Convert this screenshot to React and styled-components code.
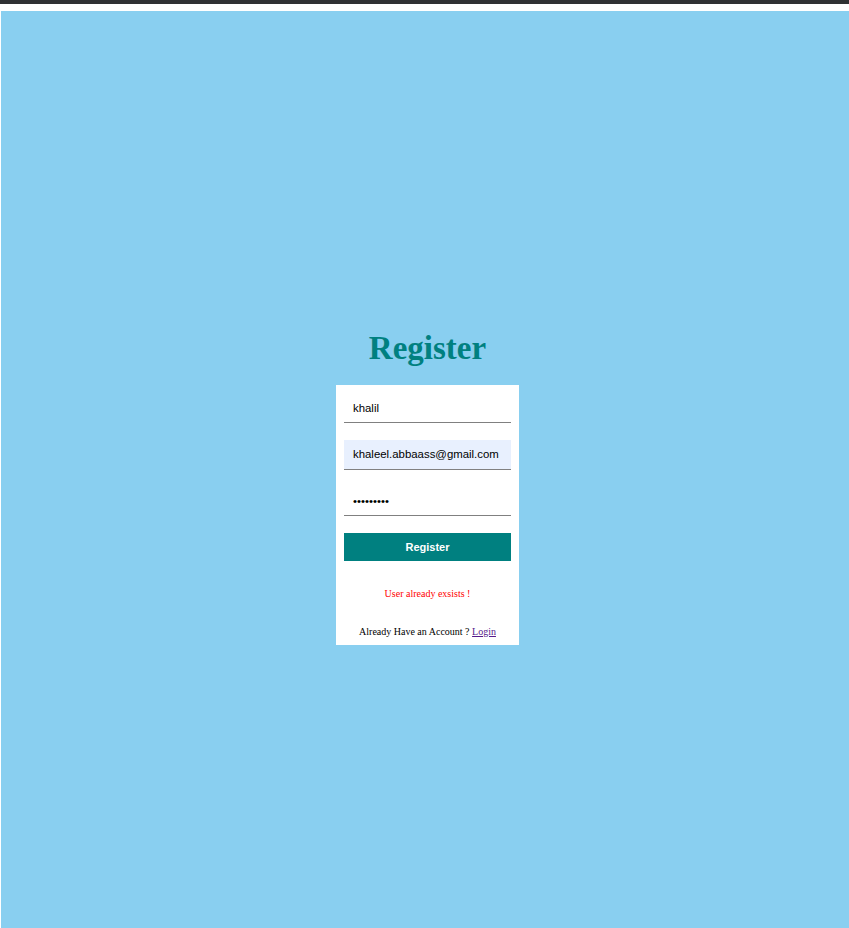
import React, { useState } from 'react';
import styled, { createGlobalStyle } from 'styled-components';

const GlobalStyle = createGlobalStyle`
  html, body {
    margin: 0;
    padding: 0;
    background: #ffffff;
    font-family: 'Liberation Serif', 'Times New Roman', serif;
  }
  * {
    box-sizing: border-box;
  }
`;

const App = () => {
  const [name, setName] = useState('khalil');
  const [email, setEmail] = useState('khaleel.abbaass@gmail.com');
  const [password, setPassword] = useState('123456789');

  return (
    <Page>
      <GlobalStyle />
      <TopBar />
      <Main>
        <Title>Register</Title>
        <Form onSubmit={e => e.preventDefault()}>
          <Input
            type="text"
            value={name}
            onChange={e => setName(e.target.value)}
          />
          <Input
            type="email"
            $autofill
            value={email}
            onChange={e => setEmail(e.target.value)}
          />
          <Input
            type="password"
            value={password}
            onChange={e => setPassword(e.target.value)}
          />
          <Button type="submit">Register</Button>
          <Error>User already exsists !</Error>
          <Footer>
            Already Have an Account ? <a href="#login">Login</a>
          </Footer>
        </Form>
      </Main>
    </Page>
  );
};

export default App;

// Styled Components

const Page = styled.div`
  min-height: 100vh;
  display: flex;
  flex-direction: column;
`;

const TopBar = styled.div`
  height: 4px;
  background-color: #2f3133;
  margin-bottom: 7px;
`;

const Main = styled.main`
  flex: 1;
  margin-left: 1px;
  background-color: #89cff0;
  display: flex;
  flex-direction: column;
  align-items: center;
  padding: 314px 0 0 5px;
`;

const Title = styled.h1`
  margin: 0 0 13px;
  color: #008080;
  font-family: 'Liberation Serif', 'Times New Roman', serif;
  font-weight: bold;
  font-size: 33px;
  line-height: 47px;
`;

const Form = styled.form`
  width: 183px;
  background-color: #ffffff;
  padding: 8px 8px 7px;
  display: flex;
  flex-direction: column;
`;

const Input = styled.input`
  height: 30px;
  width: 100%;
  margin-bottom: 16.5px;
  padding: 0 8px 0 9px;
  border: none;
  border-bottom: 1px solid #808080;
  outline: none;
  background-color: ${p => (p.$autofill ? '#e8f0fe' : '#ffffff')};
  color: #000000;
  font-family: 'Liberation Sans', Arial, sans-serif;
  font-size: 11.4px;
`;

const Button = styled.button`
  height: 28px;
  width: 100%;
  border: none;
  background-color: #008080;
  color: #ffffff;
  font-family: 'Liberation Sans', Arial, sans-serif;
  font-weight: bold;
  font-size: 11px;
  cursor: pointer;
`;

const Error = styled.p`
  margin: 26px 0 0;
  text-align: center;
  color: #ff0000;
  font-family: 'Liberation Serif', 'Times New Roman', serif;
  font-size: 10px;
  line-height: 13px;
`;

const Footer = styled.p`
  margin: 25px 0 0;
  text-align: center;
  color: #000000;
  font-family: 'Liberation Serif', 'Times New Roman', serif;
  font-size: 10px;
  line-height: 13px;

  a {
    color: #551a8b;
  }
`;
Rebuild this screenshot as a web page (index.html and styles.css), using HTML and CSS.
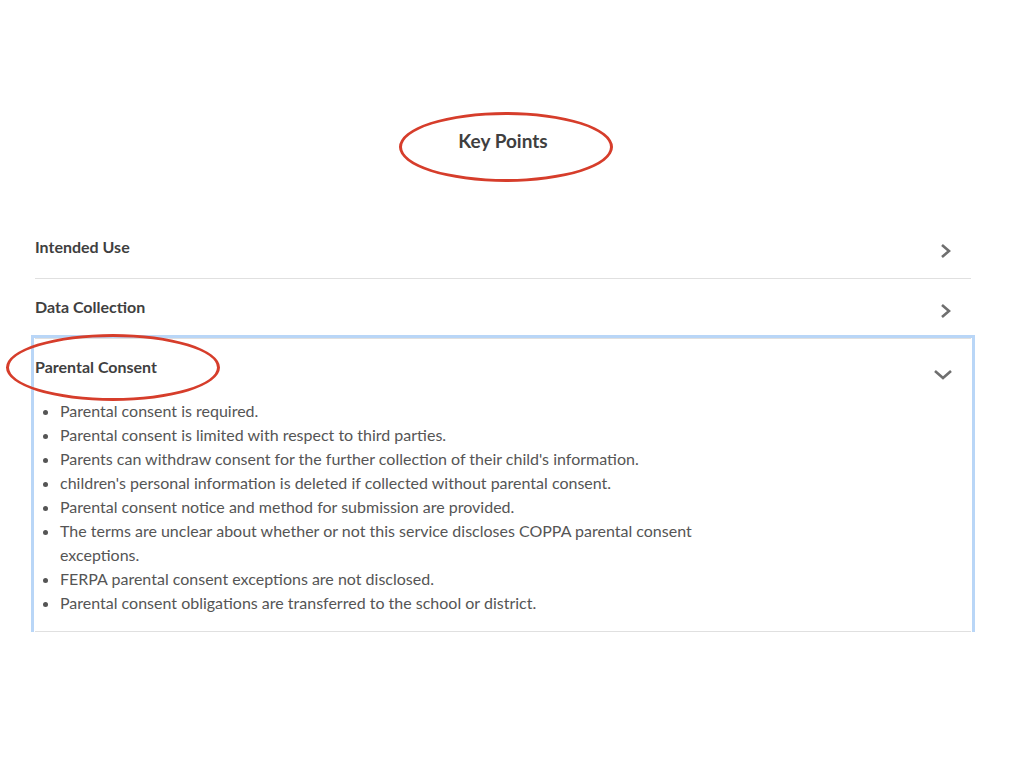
FILE: index.html
```html
<!DOCTYPE html>
<html lang="en">
<head>
    <meta charset="UTF-8">
    <meta name="viewport" content="width=device-width, initial-scale=1.0">
    <title>Key Points</title>
    <link rel="stylesheet" href="styles.css">
</head>
<body>
    <div class="page">
        <h1 class="title">Key Points</h1>
        <div class="accordion">
            <div class="item">
                <div class="item-header">
                    <span>Intended Use</span>
                    <svg class="chev" width="14" height="16" viewBox="0 0 14 16"><path d="M3 2 L10 8 L3 14" fill="none" stroke="#6f6f6f" stroke-width="2.6"/></svg>
                </div>
            </div>
            <div class="item">
                <div class="item-header">
                    <span>Data Collection</span>
                    <svg class="chev" width="14" height="16" viewBox="0 0 14 16"><path d="M3 2 L10 8 L3 14" fill="none" stroke="#6f6f6f" stroke-width="2.6"/></svg>
                </div>
            </div>
            <div class="item open">
                <div class="item-header">
                    <span>Parental Consent</span>
                    <svg class="chev down" width="20" height="14" viewBox="0 0 20 14"><path d="M2 3 L10 10 L18 3" fill="none" stroke="#6f6f6f" stroke-width="2.6"/></svg>
                </div>
                <ul class="points">
                    <li>Parental consent is required.</li>
                    <li>Parental consent is limited with respect to third parties.</li>
                    <li>Parents can withdraw consent for the further collection of their child's information.</li>
                    <li>children's personal information is deleted if collected without parental consent.</li>
                    <li>Parental consent notice and method for submission are provided.</li>
                    <li>The terms are unclear about whether or not this service discloses COPPA parental consent exceptions.</li>
                    <li>FERPA parental consent exceptions are not disclosed.</li>
                    <li>Parental consent obligations are transferred to the school or district.</li>
                </ul>
            </div>
        </div>
    </div>
    <div class="mark mark-title"></div>
    <div class="mark mark-consent"></div>
</body>
</html>
```

FILE: styles.css
```css
body {
    margin: 0;
    background: #fff;
    font-family: Lato, "Open Sans", sans-serif;
    color: #555;
}
.page {
    width: 936px;
    padding: 129px 0 0 35px;
}
.title {
    margin: 0 0 66px;
    text-align: center;
    font-size: 19px;
    line-height: 24px;
    font-weight: 700;
    color: #3f3f3f;
}
.item {
    border-bottom: 1px solid #e0e0e0;
}
.item.open {
    outline: 3px solid #b9d6f7;
    outline-offset: 1px;
}
.item-header {
    display: flex;
    justify-content: space-between;
    align-items: center;
    height: 59px;
    font-size: 16px;
    font-weight: 700;
    color: #3f3f3f;
}
.item-header span {
    margin-bottom: 4px;
}
.chev {
    margin: 4px 18px 0 0;
}
.chev.down {
    margin: 12px 18px 0 0;
}
.points {
    margin: 1px 0 0;
    padding: 0 0 16px 25px;
    max-width: 660px;
    font-size: 16px;
    line-height: 24px;
    color: #555;
}
.mark {
    position: absolute;
    border: 3px solid #d63d2b;
    border-radius: 50%;
    box-sizing: border-box;
}
.mark-title {
    left: 399px;
    top: 112px;
    width: 214px;
    height: 70px;
}
.mark-consent {
    left: 6px;
    top: 334px;
    width: 214px;
    height: 67px;
}
```
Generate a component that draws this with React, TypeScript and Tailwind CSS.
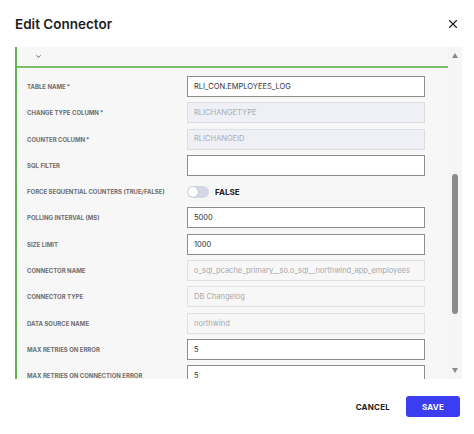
import { X, ChevronDown } from "lucide-react";

type Field = {
  label: string;
  required?: boolean;
  value?: string;
  kind: "input" | "locked" | "readonly" | "toggle";
};

const fields: Field[] = [
  { label: "Table Name", required: true, value: "RLI_CON.EMPLOYEES_LOG", kind: "input" },
  { label: "Change Type Column", required: true, value: "RLICHANGETYPE", kind: "locked" },
  { label: "Counter Column", required: true, value: "RLICHANGEID", kind: "locked" },
  { label: "SQL Filter", value: "", kind: "input" },
  { label: "Force Sequential Counters (True/False)", kind: "toggle" },
  { label: "Polling Interval (ms)", value: "5000", kind: "input" },
  { label: "Size Limit", value: "1000", kind: "input" },
  { label: "Connector Name", value: "o_sql_pcache_primary__so.o_sql__northwind_app_employees", kind: "readonly" },
  { label: "Connector Type", value: "DB Changelog", kind: "readonly" },
  { label: "Data Source Name", value: "northwind", kind: "readonly" },
  { label: "Max Retries on Error", value: "5", kind: "input" },
  { label: "Max Retries on Connection Error", value: "5", kind: "input" },
];

const FieldControl = ({ field }: { field: Field }) => {
  if (field.kind === "toggle") {
    return (
      <div className="flex items-center gap-[6px]">
        <div className="flex h-[12px] w-[22px] items-center rounded-full bg-[#d3d7e2] px-[1px]">
          <div className="h-[10px] w-[10px] rounded-full bg-white shadow-[0_0_1px_rgba(0,0,0,0.3)]" />
        </div>
        <span className="text-[8px] font-bold text-[#222]">FALSE</span>
      </div>
    );
  }
  const styles = {
    input: "border-[#8d8d8d] bg-white text-[#333]",
    locked: "border-[#dcdde3] bg-[#eef0f6] text-[#a9abb3]",
    readonly: "border-[#e1e1e1] bg-[#f7f7f7] text-[#a8a8a8]",
  }[field.kind];
  return (
    <div className={`flex h-[21px] w-[238px] items-center border px-[6px] text-[7.5px] ${styles}`}>
      {field.value}
    </div>
  );
};

const App = () => {
  return (
    <div className="h-[434px] w-[474px] overflow-hidden bg-white font-['Inter','Liberation_Sans',sans-serif]">
      <div className="flex h-[47px] items-center justify-between pl-[15px] pr-[14px] pt-[1px]">
        <h1 className="text-[13.5px] font-semibold text-[#1d1d1d]">Edit Connector</h1>
        <X className="h-[14px] w-[14px] text-[#222]" strokeWidth={2} />
      </div>

      <div className="ml-[15px] mr-[12px] flex h-[332px]">
        <div className="flex-1 overflow-hidden border-l-2 border-[#62b354] bg-[#f7f7f7]">
          <div className="flex h-[21px] items-center border-b-2 border-[#7cc16d] pl-[18px]">
            <ChevronDown className="h-[7px] w-[7px] text-[#555]" strokeWidth={3} />
          </div>
          <div className="pt-[8px]">
            {fields.map((f) => (
              <div key={f.label} className="mb-[5.3px] flex h-[21px] items-center">
                <div className="w-[170px] shrink-0 pl-[10px] text-[6px] font-bold uppercase text-[#6e6e6e]">
                  {f.label}
                  {f.required && <span className="ml-[1px]">*</span>}
                </div>
                <FieldControl field={f} />
              </div>
            ))}
          </div>
        </div>
        <div className="flex w-[14px] flex-col items-center bg-[#f5f5f5] py-[6px]">
          <div className="h-0 w-0 border-x-[3.5px] border-b-[5px] border-x-transparent border-b-[#8a8a8a]" />
          <div className="mt-[116px] h-[140px] w-[6px] rounded-full bg-[#8b8b8b]" />
          <div className="mt-auto h-0 w-0 border-x-[3.5px] border-t-[5px] border-x-transparent border-t-[#8a8a8a]" />
        </div>
      </div>

      <div className="flex items-center justify-end gap-[16px] pr-[14px] pt-[17px]">
        <button className="text-[8px] font-bold tracking-wide text-[#222]">CANCEL</button>
        <button className="h-[21px] w-[54px] rounded-[3px] bg-[#3c3cf0] text-[8px] font-bold tracking-wide text-white">
          SAVE
        </button>
      </div>
    </div>
  );
};

export default App;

YOUR GOAL: Starting at the first line of the material, output exactly the lines up to and including the one with "const [password, setPassword]". Do not include the pictures.

WORKED ANSWER:
Convert this screenshot to React and styled-components code.
import React, { useState } from 'react';
import styled, { createGlobalStyle } from 'styled-components';

const GlobalStyle = createGlobalStyle`
  html, body {
    margin: 0;
    padding: 0;
    background: #ffffff;
    font-family: 'Liberation Serif', 'Times New Roman', serif;
  }
  * {
    box-sizing: border-box;
  }
`;

const App = () => {
  const [name, setName] = useState('khalil');
  const [email, setEmail] = useState('khaleel.abbaass@gmail.com');
  const [password, setPassword] = useState('123456789');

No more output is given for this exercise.